Koalisi Buruh Migran Berdaulat mengatakan, sebagian besar peristiwa kematian di dalam pusat tahanan imigrasi seharusnya bisa dicegah. Pihaknya menuduh seluruh Depot Tahanan Imigrasi “dengan sengaja dan terus menerus tidak memenuhi standar kesehatan yang semestinya. 

“Hal ini hanya bisa dicegah jika kondisi buruk di dalam pusat tahanan imigrasi diperbaiki, berbagai pelanggaran standar dan prinsip kesehatan dikoreksi dan berbagai perlakuan tidak manusiawi dihentikan.”

Menurut Koalisi tersebut, pekerja migran yang diwawancarai mengaku tidak mendapatkan perlakukan yang layak selama berada dalam tahanan. Ketika sakit, mereka tidak mendapatkan akses pada tenaga kesehatan maupun obat-obatan yang sesuai keluhan penyakit. 
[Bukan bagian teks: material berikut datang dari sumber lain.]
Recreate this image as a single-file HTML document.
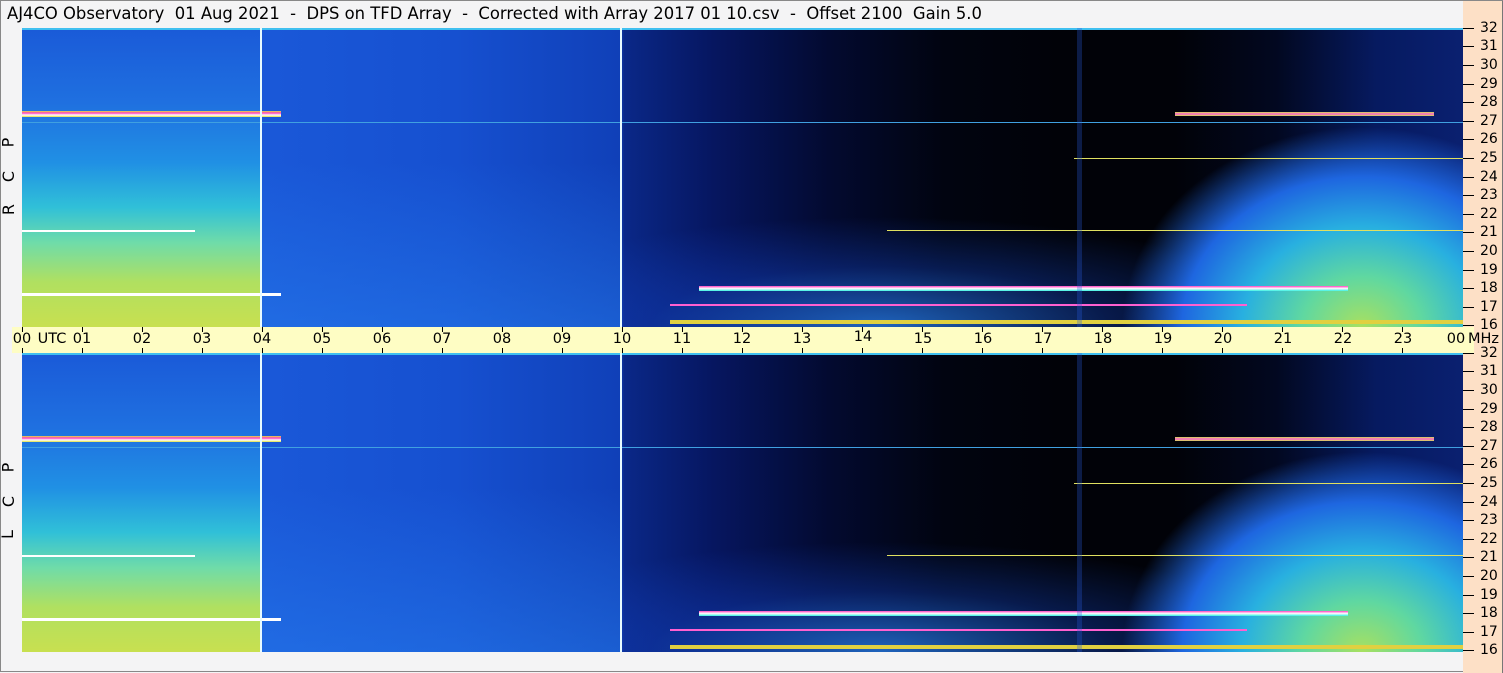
<!DOCTYPE html>
<html><head><meta charset="utf-8"><style>
*{margin:0;padding:0;box-sizing:border-box}
body{width:1503px;height:672px;background:#f4f4f5;position:relative;overflow:hidden;font-family:"DejaVu Sans","Liberation Sans",sans-serif;border:1px solid #888}
.a{position:absolute}
.title{left:6px;top:3px;font-size:16.4px;color:#000;white-space:pre}
.strip{left:1462px;top:0;width:40px;height:672px;background:#fde0c6;border-right:1px solid #777}
.panel{left:21px;width:1441px;height:299px;overflow:hidden;
background:linear-gradient(to right,#1850d0 0%,#1a58d8 16.5%,#1a58d8 17%,#1650d0 30%,#1040b8 41.5%,#0a2888 41.8%,#061660 48%,#030a30 56%,#010410 64%,#010208 72%,#010208 80%,#020820 87%,#061a60 94%,#0a2070 100%)}
.vb{top:0;left:16.6%;width:25%;height:100%;background:linear-gradient(to bottom,rgba(0,0,0,0) 0%,rgba(0,0,0,0) 45%,rgba(40,130,240,.45) 100%)}
.mid{top:0;left:41.6%;width:40%;height:100%;background:radial-gradient(ellipse 420px 110px at 45% 100%,rgba(40,130,240,.75),rgba(20,70,200,.35) 55%,rgba(0,0,0,0) 100%)}
.lft{top:0;left:0;width:16.6%;height:100%;background:linear-gradient(to bottom,#1a5ad8 0%,#1f70e0 25%,#2090e4 45%,#30c0d8 60%,#70dca8 72%,#b0e060 85%,#c8e050 100%)}
.rgt{top:0;left:0;width:100%;height:100%;background:radial-gradient(ellipse 240px 200px at 93% 100%,#a8e060 0%,#60d8a0 25%,#28b0e0 50%,#1e66e0 75%,rgba(20,60,200,0) 100%)}
.vl{top:0;width:2px;height:100%;background:#e8fbff}
.hl{height:2px}
.axis{left:11px;top:326px;width:1462px;height:26px;background:#fefdc4}
.lbl{font-size:14.5px;color:#000;top:4px;white-space:nowrap;transform:translateX(-50%)}
.tk{width:1px;height:5px;background:#000}
.fq{left:1462px;width:41px;height:14px}
.fq i{position:absolute;left:0;top:6px;width:11px;height:1px;background:#000}
.fq b{position:absolute;left:17px;top:-2px;font-weight:normal;font-size:14px}
.side{font-size:16px;transform:rotate(-90deg);left:2px}
</style></head><body>
<div class="a strip"></div>
<div class="a title">AJ4CO Observatory  01 Aug 2021  -  DPS on TFD Array  -  Corrected with Array 2017 01 10.csv  -  Offset 2100  Gain 5.0</div>

<div class="a side" style="top:132px">P</div>
<div class="a side" style="top:166px">C</div>
<div class="a side" style="top:199px">R</div>
<div class="a side" style="top:457px">P</div>
<div class="a side" style="top:491px">C</div>
<div class="a side" style="top:524px">L</div>

<div class="a panel" style="top:27px">
<div class="a vb"></div><div class="a mid"></div><div class="a rgt"></div><div class="a lft"></div>
<div class="a hl" style="top:0;left:0;width:100%;background:#40c0f0"></div>
<div class="a hl" style="top:83px;left:0;width:18%;height:6px;background:linear-gradient(#e0e040,#ff40c0,#fff,#e0e040)"></div>
<div class="a hl" style="top:94px;left:0;width:100%;height:1px;background:#40a0e0"></div>
<div class="a hl" style="top:84px;left:80%;width:18%;height:4px;background:linear-gradient(#d0e050,#ff60d0,#d0e050)"></div>
<div class="a hl" style="top:130px;left:73%;width:27%;height:1px;background:#e0e060"></div>
<div class="a hl" style="top:202px;left:0;width:12%;background:#fff"></div>
<div class="a hl" style="top:202px;left:60%;width:40%;height:1px;background:#e0e060"></div>
<div class="a hl" style="top:258px;left:47%;width:45%;height:5px;background:linear-gradient(#ff40c0,#fff,#30f0e0)"></div>
<div class="a hl" style="top:276px;left:45%;width:40%;height:2px;background:#ff60d0"></div>
<div class="a hl" style="top:265px;left:0;width:18%;height:3px;background:#fff"></div>
<div class="a hl" style="top:292px;left:45%;width:55%;height:4px;background:#e0d040"></div>
<div class="a" style="top:0;left:73.2%;width:5px;height:100%;background:rgba(40,90,220,.3)"></div>
<div class="a vl" style="left:238px"></div>
<div class="a vl" style="left:598px"></div>
</div>

<div class="a axis">
<div class="a lbl" style="left:10px">00</div><div class="a lbl" style="left:40px">UTC</div>
<div class="a lbl" style="left:70px">01</div><div class="a lbl" style="left:130px">02</div><div class="a lbl" style="left:190px">03</div><div class="a lbl" style="left:250px">04</div><div class="a lbl" style="left:310px">05</div><div class="a lbl" style="left:370px">06</div><div class="a lbl" style="left:430px">07</div><div class="a lbl" style="left:490px">08</div><div class="a lbl" style="left:550px">09</div><div class="a lbl" style="left:610px">10</div><div class="a lbl" style="left:670px">11</div><div class="a lbl" style="left:730px">12</div><div class="a lbl" style="left:790px">13</div><div class="a lbl" style="left:851px;top:2px">14</div><div class="a lbl" style="left:911px">15</div><div class="a lbl" style="left:971px">16</div><div class="a lbl" style="left:1031px">17</div><div class="a lbl" style="left:1091px">18</div><div class="a lbl" style="left:1151px">19</div><div class="a lbl" style="left:1211px">20</div><div class="a lbl" style="left:1271px">21</div><div class="a lbl" style="left:1331px">22</div><div class="a lbl" style="left:1391px">23</div><div class="a lbl" style="left:1444px">00</div>
<div class="a lbl" style="transform:none;left:1456px">MHz</div>
</div>
<div class="a" style="left:0;top:326px;width:1503px;height:26px;pointer-events:none">
<div class="a tk" style="left:21px;top:0"></div><div class="a tk" style="left:21px;top:21px"></div>
<div class="a tk" style="left:81px;top:0"></div><div class="a tk" style="left:81px;top:21px"></div>
<div class="a tk" style="left:141px;top:0"></div><div class="a tk" style="left:141px;top:21px"></div>
<div class="a tk" style="left:201px;top:0"></div><div class="a tk" style="left:201px;top:21px"></div>
<div class="a tk" style="left:261px;top:0"></div><div class="a tk" style="left:261px;top:21px"></div>
<div class="a tk" style="left:321px;top:0"></div><div class="a tk" style="left:321px;top:21px"></div>
<div class="a tk" style="left:381px;top:0"></div><div class="a tk" style="left:381px;top:21px"></div>
<div class="a tk" style="left:441px;top:0"></div><div class="a tk" style="left:441px;top:21px"></div>
<div class="a tk" style="left:501px;top:0"></div><div class="a tk" style="left:501px;top:21px"></div>
<div class="a tk" style="left:561px;top:0"></div><div class="a tk" style="left:561px;top:21px"></div>
<div class="a tk" style="left:621px;top:0"></div><div class="a tk" style="left:621px;top:21px"></div>
<div class="a tk" style="left:681px;top:0"></div><div class="a tk" style="left:681px;top:21px"></div>
<div class="a tk" style="left:741px;top:0"></div><div class="a tk" style="left:741px;top:21px"></div>
<div class="a tk" style="left:801px;top:0"></div><div class="a tk" style="left:801px;top:21px"></div>
<div class="a tk" style="left:861px;top:0"></div><div class="a tk" style="left:861px;top:21px"></div>
<div class="a tk" style="left:921px;top:0"></div><div class="a tk" style="left:921px;top:21px"></div>
<div class="a tk" style="left:981px;top:0"></div><div class="a tk" style="left:981px;top:21px"></div>
<div class="a tk" style="left:1041px;top:0"></div><div class="a tk" style="left:1041px;top:21px"></div>
<div class="a tk" style="left:1101px;top:0"></div><div class="a tk" style="left:1101px;top:21px"></div>
<div class="a tk" style="left:1161px;top:0"></div><div class="a tk" style="left:1161px;top:21px"></div>
<div class="a tk" style="left:1221px;top:0"></div><div class="a tk" style="left:1221px;top:21px"></div>
<div class="a tk" style="left:1281px;top:0"></div><div class="a tk" style="left:1281px;top:21px"></div>
<div class="a tk" style="left:1341px;top:0"></div><div class="a tk" style="left:1341px;top:21px"></div>
<div class="a tk" style="left:1401px;top:0"></div><div class="a tk" style="left:1401px;top:21px"></div>
</div>

<div class="a panel" style="top:352px">
<div class="a vb"></div><div class="a mid"></div><div class="a rgt"></div><div class="a lft"></div>
<div class="a hl" style="top:0;left:0;width:100%;background:#40c0f0"></div>
<div class="a hl" style="top:83px;left:0;width:18%;height:6px;background:linear-gradient(#e0e040,#ff40c0,#fff,#e0e040)"></div>
<div class="a hl" style="top:94px;left:0;width:100%;height:1px;background:#40a0e0"></div>
<div class="a hl" style="top:84px;left:80%;width:18%;height:4px;background:linear-gradient(#d0e050,#ff60d0,#d0e050)"></div>
<div class="a hl" style="top:130px;left:73%;width:27%;height:1px;background:#e0e060"></div>
<div class="a hl" style="top:202px;left:0;width:12%;background:#fff"></div>
<div class="a hl" style="top:202px;left:60%;width:40%;height:1px;background:#e0e060"></div>
<div class="a hl" style="top:258px;left:47%;width:45%;height:5px;background:linear-gradient(#ff40c0,#fff,#30f0e0)"></div>
<div class="a hl" style="top:276px;left:45%;width:40%;height:2px;background:#ff60d0"></div>
<div class="a hl" style="top:265px;left:0;width:18%;height:3px;background:#fff"></div>
<div class="a hl" style="top:292px;left:45%;width:55%;height:4px;background:#e0d040"></div>
<div class="a" style="top:0;left:73.2%;width:5px;height:100%;background:rgba(40,90,220,.3)"></div>
<div class="a vl" style="left:238px"></div>
<div class="a vl" style="left:598px"></div>
</div>

<div class="a fq" style="top:21px"><i></i><b>32</b></div>
<div class="a fq" style="top:39px"><i></i><b>31</b></div>
<div class="a fq" style="top:58px"><i></i><b>30</b></div>
<div class="a fq" style="top:77px"><i></i><b>29</b></div>
<div class="a fq" style="top:95px"><i></i><b>28</b></div>
<div class="a fq" style="top:114px"><i></i><b>27</b></div>
<div class="a fq" style="top:132px"><i></i><b>26</b></div>
<div class="a fq" style="top:151px"><i></i><b>25</b></div>
<div class="a fq" style="top:170px"><i></i><b>24</b></div>
<div class="a fq" style="top:188px"><i></i><b>23</b></div>
<div class="a fq" style="top:207px"><i></i><b>22</b></div>
<div class="a fq" style="top:225px"><i></i><b>21</b></div>
<div class="a fq" style="top:244px"><i></i><b>20</b></div>
<div class="a fq" style="top:263px"><i></i><b>19</b></div>
<div class="a fq" style="top:281px"><i></i><b>18</b></div>
<div class="a fq" style="top:300px"><i></i><b>17</b></div>
<div class="a fq" style="top:318px"><i></i><b>16</b></div>
<div class="a fq" style="top:346px"><i></i><b>32</b></div>
<div class="a fq" style="top:364px"><i></i><b>31</b></div>
<div class="a fq" style="top:383px"><i></i><b>30</b></div>
<div class="a fq" style="top:402px"><i></i><b>29</b></div>
<div class="a fq" style="top:420px"><i></i><b>28</b></div>
<div class="a fq" style="top:439px"><i></i><b>27</b></div>
<div class="a fq" style="top:457px"><i></i><b>26</b></div>
<div class="a fq" style="top:476px"><i></i><b>25</b></div>
<div class="a fq" style="top:495px"><i></i><b>24</b></div>
<div class="a fq" style="top:513px"><i></i><b>23</b></div>
<div class="a fq" style="top:532px"><i></i><b>22</b></div>
<div class="a fq" style="top:550px"><i></i><b>21</b></div>
<div class="a fq" style="top:569px"><i></i><b>20</b></div>
<div class="a fq" style="top:588px"><i></i><b>19</b></div>
<div class="a fq" style="top:606px"><i></i><b>18</b></div>
<div class="a fq" style="top:625px"><i></i><b>17</b></div>
<div class="a fq" style="top:643px"><i></i><b>16</b></div>
</body></html>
Salah satunya dialami Aris bin Saing (40 tahun), warga Bulukumba, Sulawesi Selatan, yang meninggal pada September 2021. Pria tersebut bekerja di perkebunan kelapa sawit di Lahad Datu, Sabah. Aris ditangkap bersama dua anaknya (9 dan 6 tahun) di atas sebuah truk pengangkut buah sawit saat hendak menyeberang perbatasan dari Sabah dan Nunukan pada Maret 2021.

Selama delapan bulan, Aris bersama anak-anaknya mendekam di Tawau, salah satu tahanan imigrasi di Sabah. Aris sering pingsan dan dalam kondisi lemah. Pada 25 September 2021, dia kembali pingsan dan akhirnya dibawa ke rumah sakit. Dua jam kemudian Aris dinyatakan meninggal.
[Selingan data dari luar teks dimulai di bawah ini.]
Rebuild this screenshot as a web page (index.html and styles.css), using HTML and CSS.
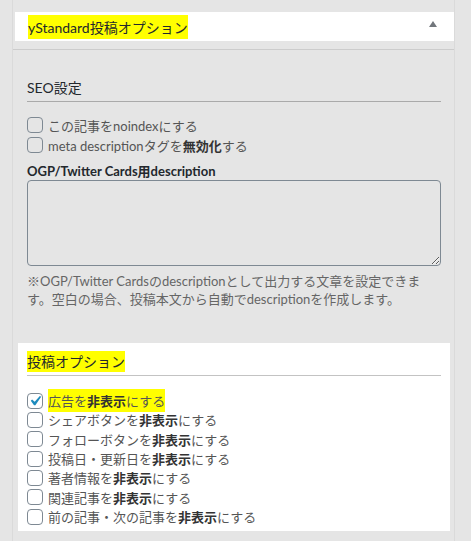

Abu Mufakhir, anggota tim pencari fakta Koalisi Buruh Migran Berdaulat, mengatakan kasus lainnya menyangkut seorang tahanan bernama Nathan (40 tahun) yang meninggal pada Maret 2022. Nathan adalah seorang tunawicara dan mengidap down syndrome. Dia ditahan di blok karantina Tawau. 
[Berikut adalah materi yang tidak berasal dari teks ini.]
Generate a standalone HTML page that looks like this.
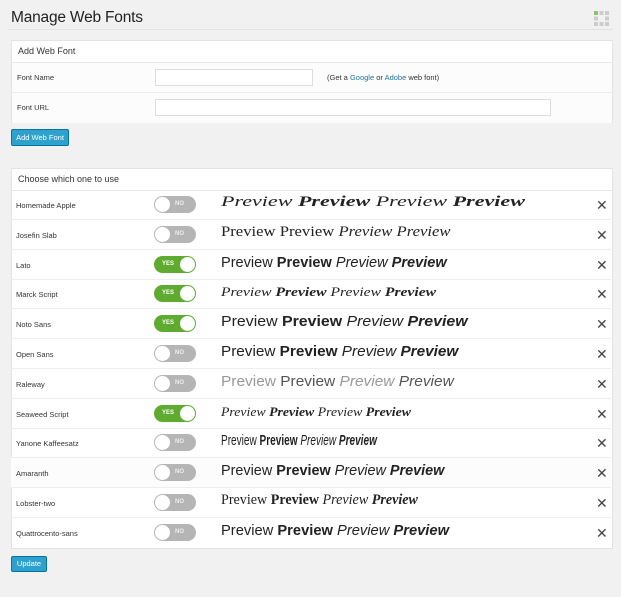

Menurut Abu, kesehatan Nathan terus memburuk saat ditahan pihak Malaysia. Kondisi tersebut berulang kali dilaporkan kepada petugas. Namun Nathan hanya diberi obat parasetamol. 

Abu mengatakan, Nathan dibawa ke rumah sakit ketika kondisinya sangat buruk dan hampir tidak bisa bergerak. Pada hari yang sama dibawa ke rumah sakit, Nathan meninggal dunia. Ini hanya satu contoh kasus pengabaian kondisi kesehatan buruh selama berada dalam tahanan. 

“Kami menyimpulkan, seluruh depot tahanan imigrasi di Sabah dengan sengaja menelantarkan tahanan yang sakit dan tidak menyediakan pelayanan kesehatan tepat waktu,” kata Abu kepada media dalam diskusi daring, Sabtu, 25 Juni. 

Abu mengatakan, para tahanan juga mengalami penyiksaan. Buruh yang ditangkap pihak imigrasi dengan pelanggaran keimigrasian mendapatkan hukuman cambuk rotan bagi laki-laki berusia antara 19 dan 50 tahun. Koalisi menemukan, beberapa tahanan yang tak kuat menahan sakit jatuh pingsan pada cambukan pertama. Petugas kemudian menyiram air agar sadar untuk melanjutkan hukuman cambukan.

Temuan lainnya adalah banyak tahanan yang harus mendekam di penjara lebih lama dari vonis yang diberikan. Selain itu, ada anak-anak yang terus ditahan meskipun orang tuanya sudah meninggal di dalam tahanan tersebut, yakni anak-anak Aris bin Saing.

Juru Bicara Kementerian Luar Negeri Teuku Faizasyah mengatakan, pemerintah memandang serius adanya 149 pekerja migran Indonesia yang meninggal di pusat tahanan imigrasi Malaysia, seperti dilaporkan Koalisi Buruh Migran Berdaulat.

Menurut Teuku, pemerintah akan menindaklanjuti laporan melalui Konsulat Jenderal Republik Indonesia (KJRI) Kota Kinabalu dan Konsulat Republik Indonesia (KRI) Tawau akan menindaklanjuti laporan tersebut dengan otoritas setempat.

“Kementerian Luar Negeri memandang serius laporan tersebut dan akan berkoordinasi serta menindaklanjuti dengan otoritas terkait di Sabah melalui KJRI Kota Kinabalu dan Konsulat RI di Tawau,” kata Faizasyah dikutip Kompas.com, Selasa, 28 Juni.

Faizasyah bilang, Kementerian Luar Negeri telah meminta data detail kepada Koalisi Buruh Migran Berdaulat. Khususnya terkait warga negara Indonesia yang dinyatakan meninggal di dalam tahanan imigrasi serta deportan yang disebut mengalami penganiayaan.

KJRI Kota Kinabalu dan KRI Tawau di Sabah akan bertemu dengan Pengarah Jabatan Imigresen Negeri Sabah untuk membahas laporan tersebut. "Pertemuan dimaksudkan untuk meminta keterangan dan kejelasan atas hal-hal yang dilaporkan KBMB, sebagai bagian dari upaya Pemerintah Indonesia melindungi WNI/PMI di wilayah Sabah," jelas Faizasyah.